REQUIRED WORK
Where the data below has the string "this", return the whole line.

◆ ◆ ◆ ◆ ◆ ◆ ◆

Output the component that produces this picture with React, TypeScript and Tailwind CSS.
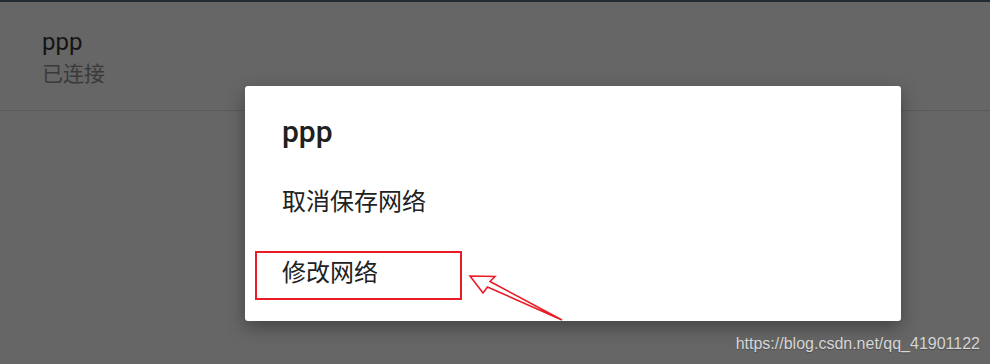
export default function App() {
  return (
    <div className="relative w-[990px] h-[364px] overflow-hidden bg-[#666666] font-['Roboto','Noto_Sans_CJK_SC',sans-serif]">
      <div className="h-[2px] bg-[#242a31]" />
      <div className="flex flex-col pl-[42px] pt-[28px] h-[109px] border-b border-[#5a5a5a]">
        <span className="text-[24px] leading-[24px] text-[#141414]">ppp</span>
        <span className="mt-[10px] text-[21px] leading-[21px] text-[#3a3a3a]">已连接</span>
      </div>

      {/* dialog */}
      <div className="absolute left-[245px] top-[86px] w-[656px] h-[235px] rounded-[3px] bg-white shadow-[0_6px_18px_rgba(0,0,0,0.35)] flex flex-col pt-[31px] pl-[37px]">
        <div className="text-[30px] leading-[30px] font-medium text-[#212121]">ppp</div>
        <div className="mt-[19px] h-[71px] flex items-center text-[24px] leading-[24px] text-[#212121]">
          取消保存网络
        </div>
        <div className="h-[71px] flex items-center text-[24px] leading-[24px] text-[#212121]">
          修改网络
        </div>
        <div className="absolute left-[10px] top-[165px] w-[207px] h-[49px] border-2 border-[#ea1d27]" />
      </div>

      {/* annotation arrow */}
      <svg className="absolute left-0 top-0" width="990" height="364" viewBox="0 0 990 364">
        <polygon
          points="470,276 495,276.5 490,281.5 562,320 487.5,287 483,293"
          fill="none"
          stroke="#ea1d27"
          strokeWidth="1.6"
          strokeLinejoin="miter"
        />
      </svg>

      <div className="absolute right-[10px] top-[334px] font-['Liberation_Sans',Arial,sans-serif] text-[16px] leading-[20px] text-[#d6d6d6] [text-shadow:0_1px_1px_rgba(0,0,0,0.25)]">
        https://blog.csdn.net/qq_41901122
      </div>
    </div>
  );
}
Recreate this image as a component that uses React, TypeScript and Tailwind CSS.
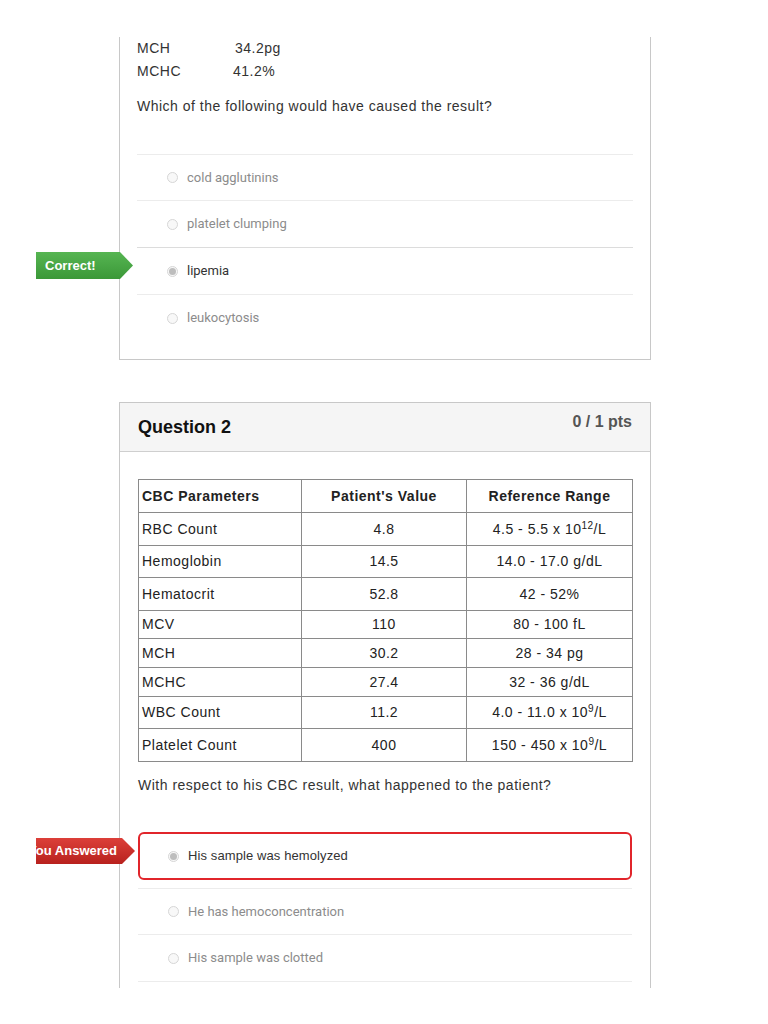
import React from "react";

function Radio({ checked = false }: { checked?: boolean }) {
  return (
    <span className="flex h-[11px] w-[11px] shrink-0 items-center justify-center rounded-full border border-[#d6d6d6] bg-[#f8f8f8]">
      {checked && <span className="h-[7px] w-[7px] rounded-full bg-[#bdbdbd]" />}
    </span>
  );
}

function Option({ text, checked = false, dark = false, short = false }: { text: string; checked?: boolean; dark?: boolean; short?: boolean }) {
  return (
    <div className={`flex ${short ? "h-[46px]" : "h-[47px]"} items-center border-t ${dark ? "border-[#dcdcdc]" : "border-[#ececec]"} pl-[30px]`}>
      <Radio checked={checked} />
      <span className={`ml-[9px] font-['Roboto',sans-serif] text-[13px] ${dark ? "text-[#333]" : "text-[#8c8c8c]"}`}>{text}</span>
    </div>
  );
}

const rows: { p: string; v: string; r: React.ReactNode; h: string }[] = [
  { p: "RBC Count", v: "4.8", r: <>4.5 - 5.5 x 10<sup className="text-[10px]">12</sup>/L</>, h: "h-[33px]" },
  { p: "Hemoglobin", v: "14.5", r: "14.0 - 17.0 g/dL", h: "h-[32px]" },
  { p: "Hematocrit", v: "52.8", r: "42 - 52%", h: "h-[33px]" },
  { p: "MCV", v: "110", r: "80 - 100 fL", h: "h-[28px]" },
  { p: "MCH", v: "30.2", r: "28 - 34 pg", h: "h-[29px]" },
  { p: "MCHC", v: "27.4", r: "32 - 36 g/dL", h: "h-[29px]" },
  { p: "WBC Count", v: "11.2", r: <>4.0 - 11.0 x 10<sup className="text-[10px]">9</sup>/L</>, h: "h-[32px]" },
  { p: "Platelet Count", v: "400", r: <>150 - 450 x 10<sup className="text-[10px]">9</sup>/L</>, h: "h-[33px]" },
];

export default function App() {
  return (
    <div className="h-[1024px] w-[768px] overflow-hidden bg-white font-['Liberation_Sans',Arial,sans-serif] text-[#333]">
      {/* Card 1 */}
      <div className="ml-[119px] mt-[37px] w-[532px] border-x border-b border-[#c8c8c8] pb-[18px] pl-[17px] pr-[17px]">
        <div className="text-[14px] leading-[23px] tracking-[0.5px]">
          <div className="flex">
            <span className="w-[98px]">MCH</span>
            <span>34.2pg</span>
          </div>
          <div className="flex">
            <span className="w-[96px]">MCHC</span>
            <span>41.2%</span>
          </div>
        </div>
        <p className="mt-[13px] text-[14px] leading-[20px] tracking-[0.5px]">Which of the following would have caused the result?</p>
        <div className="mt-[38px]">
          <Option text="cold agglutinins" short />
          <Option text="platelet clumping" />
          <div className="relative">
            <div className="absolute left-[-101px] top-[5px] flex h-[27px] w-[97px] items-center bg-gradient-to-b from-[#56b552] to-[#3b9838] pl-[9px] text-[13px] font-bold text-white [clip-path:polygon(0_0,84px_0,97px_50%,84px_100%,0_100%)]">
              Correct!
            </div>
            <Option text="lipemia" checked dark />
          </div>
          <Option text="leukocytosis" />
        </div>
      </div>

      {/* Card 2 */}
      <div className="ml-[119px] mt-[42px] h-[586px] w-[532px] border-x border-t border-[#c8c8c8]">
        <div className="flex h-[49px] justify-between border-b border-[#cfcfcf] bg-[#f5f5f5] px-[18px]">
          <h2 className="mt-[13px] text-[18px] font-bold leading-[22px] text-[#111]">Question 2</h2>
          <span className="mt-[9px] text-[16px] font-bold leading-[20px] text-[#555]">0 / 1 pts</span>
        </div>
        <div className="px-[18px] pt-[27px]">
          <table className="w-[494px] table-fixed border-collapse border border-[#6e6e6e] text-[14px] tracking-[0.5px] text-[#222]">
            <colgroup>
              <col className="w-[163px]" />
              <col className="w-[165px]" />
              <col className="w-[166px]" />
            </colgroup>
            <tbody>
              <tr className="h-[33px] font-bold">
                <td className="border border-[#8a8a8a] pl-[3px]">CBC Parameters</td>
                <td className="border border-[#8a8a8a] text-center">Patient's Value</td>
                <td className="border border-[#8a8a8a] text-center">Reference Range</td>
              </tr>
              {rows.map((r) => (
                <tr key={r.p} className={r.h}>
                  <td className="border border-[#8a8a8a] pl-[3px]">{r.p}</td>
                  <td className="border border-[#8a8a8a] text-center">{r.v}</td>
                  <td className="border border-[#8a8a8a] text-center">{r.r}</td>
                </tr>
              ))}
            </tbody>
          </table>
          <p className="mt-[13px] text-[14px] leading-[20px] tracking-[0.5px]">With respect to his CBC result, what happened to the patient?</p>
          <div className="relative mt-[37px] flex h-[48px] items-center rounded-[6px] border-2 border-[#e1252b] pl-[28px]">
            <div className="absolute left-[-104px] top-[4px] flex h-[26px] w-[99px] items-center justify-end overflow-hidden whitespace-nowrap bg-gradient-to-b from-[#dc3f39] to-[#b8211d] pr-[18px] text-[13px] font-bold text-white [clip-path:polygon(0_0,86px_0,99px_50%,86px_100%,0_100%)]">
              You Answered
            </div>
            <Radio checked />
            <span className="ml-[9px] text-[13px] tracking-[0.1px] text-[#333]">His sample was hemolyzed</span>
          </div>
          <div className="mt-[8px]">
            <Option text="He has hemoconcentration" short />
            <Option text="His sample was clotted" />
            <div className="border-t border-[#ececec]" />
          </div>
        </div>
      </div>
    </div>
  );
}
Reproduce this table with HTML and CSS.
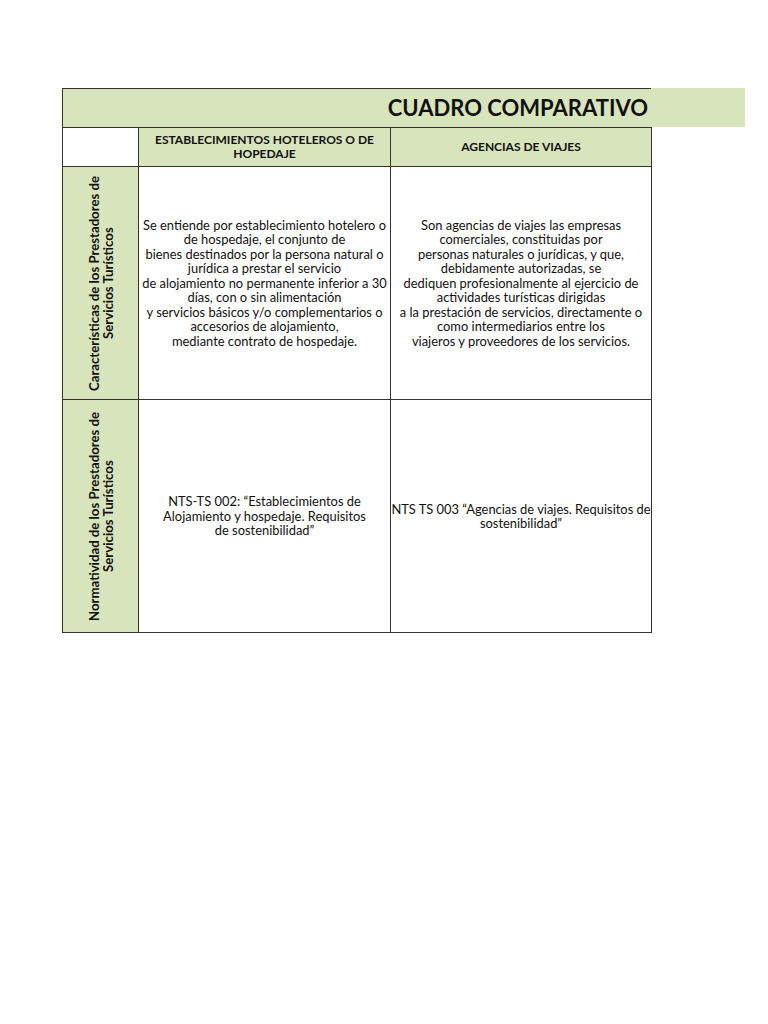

◆ ◆ ◆ ◆ ◆ ◆ ◆

WRITTEN REPLY
Output the component that produces this picture with React, TypeScript and Tailwind CSS.
Recreate this image as a component that uses React, TypeScript and Tailwind CSS.
Reproduce this table with HTML and CSS.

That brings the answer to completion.